--- Records supplied ---

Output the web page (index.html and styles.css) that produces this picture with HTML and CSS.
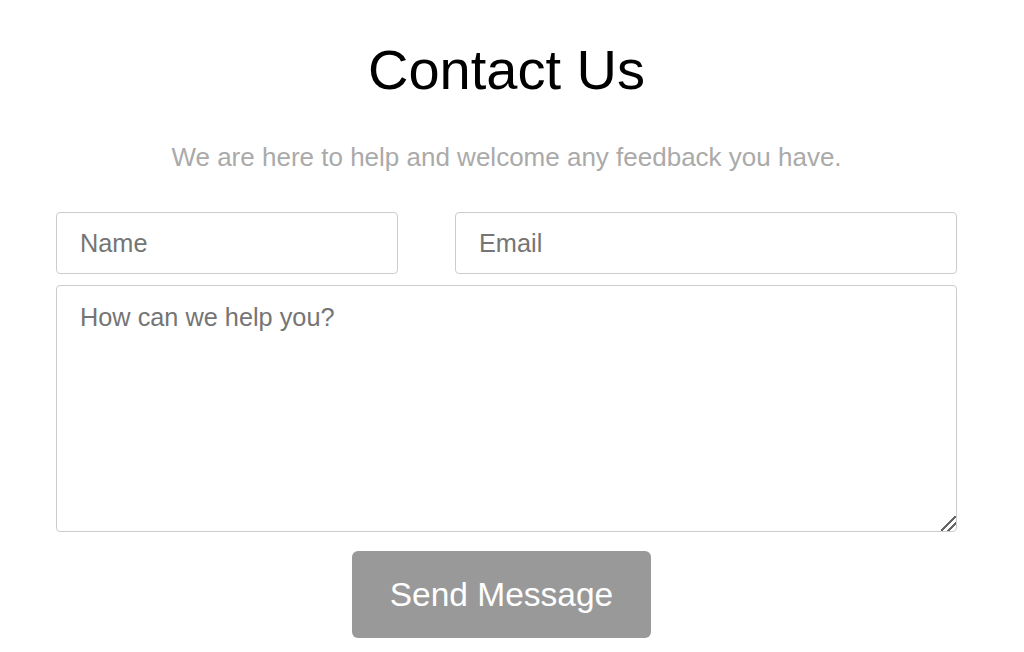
FILE: index.html
```html
<!DOCTYPE html>
<html lang="en">
<head>
<meta charset="UTF-8" />
<meta name="viewport" content="width=device-width, initial-scale=1" />
<title>Contact Us</title>
<link rel="stylesheet" href="styles.css">
</head>
<body>

<div class="contact">
  <h1>Contact Us</h1>
  <p class="lead">We are here to help and welcome any feedback you have.</p>

  <form class="contact-form">
    <div class="row">
      <input type="text" name="name" placeholder="Name" />
      <input type="email" name="email" placeholder="Email" />
    </div>
    <textarea name="message" placeholder="How can we help you?"></textarea>
    <button type="button" class="send-btn">Send Message</button>
  </form>
</div>

</body>
</html>
```

FILE: styles.css
```css
body {
  margin: 0;
  padding: 0 11px 0 0;
  font-family: "Liberation Sans", Arial, sans-serif;
  background: #fff;
}
.contact {
  width: 901px;
  margin: 0 auto;
}
h1 {
  margin: 38px 0 0 0;
  font-size: 56px;
  font-weight: normal;
  line-height: 64px;
  text-align: center;
  color: #000;
}
.lead {
  margin: 40px 0 0 0;
  font-size: 26px;
  line-height: 30px;
  color: #aaa;
  text-align: center;
}
.contact-form {
  margin-top: 40px;
}
.row {
  display: grid;
  grid-template-columns: 342px 502px;
  justify-content: space-between;
}
input, textarea {
  box-sizing: border-box;
  border: 1px solid #ccc;
  border-radius: 4px;
  font-family: inherit;
  font-size: 25.3px;
  color: #333;
  padding: 0 23px;
}
input {
  height: 62px;
}
textarea {
  display: block;
  width: 100%;
  height: 247px;
  margin-top: 11px;
  padding-top: 17px;
  padding-bottom: 17px;
}
textarea::-webkit-resizer {
  background: linear-gradient(135deg, transparent 44%, #666 44%, #666 54%, transparent 54%, transparent 68%, #666 68%, #666 78%, transparent 78%);
}
input::placeholder, textarea::placeholder {
  color: #757575;
}
.send-btn {
  display: block;
  width: 299px;
  height: 87px;
  margin: 19px 0 0 296px;
  background: #999;
  color: #fff;
  border: none;
  border-radius: 6px;
  font-family: inherit;
  font-size: 33.5px;
  cursor: pointer;
}
```
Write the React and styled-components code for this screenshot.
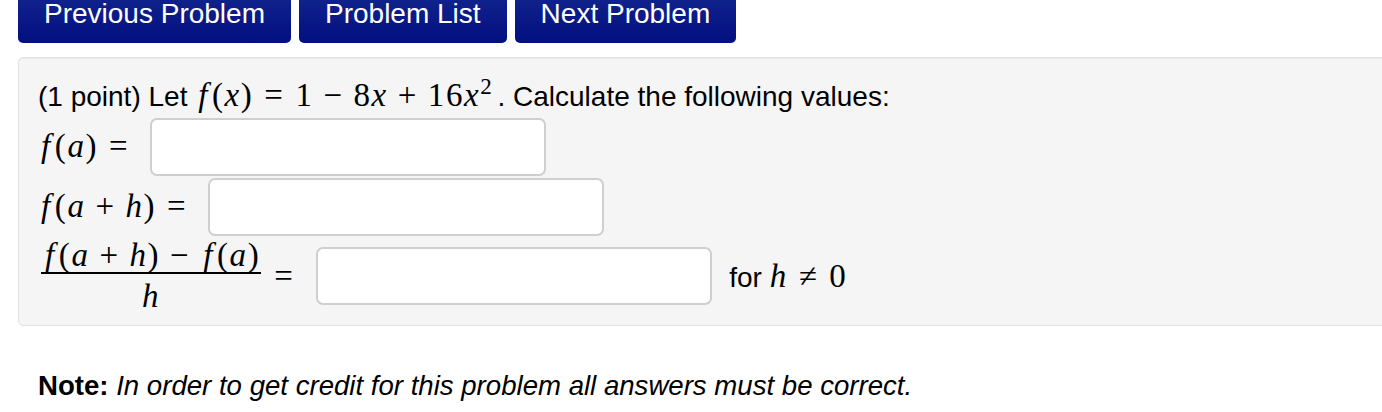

---

> _Aim of the task_
In the records, locate each line holding the string "styles" and copy it.

> _Task output_
Output the web page (index.html and styles.css) that produces this picture with HTML and CSS.
<link rel="stylesheet" href="styles.css">
FILE: styles.css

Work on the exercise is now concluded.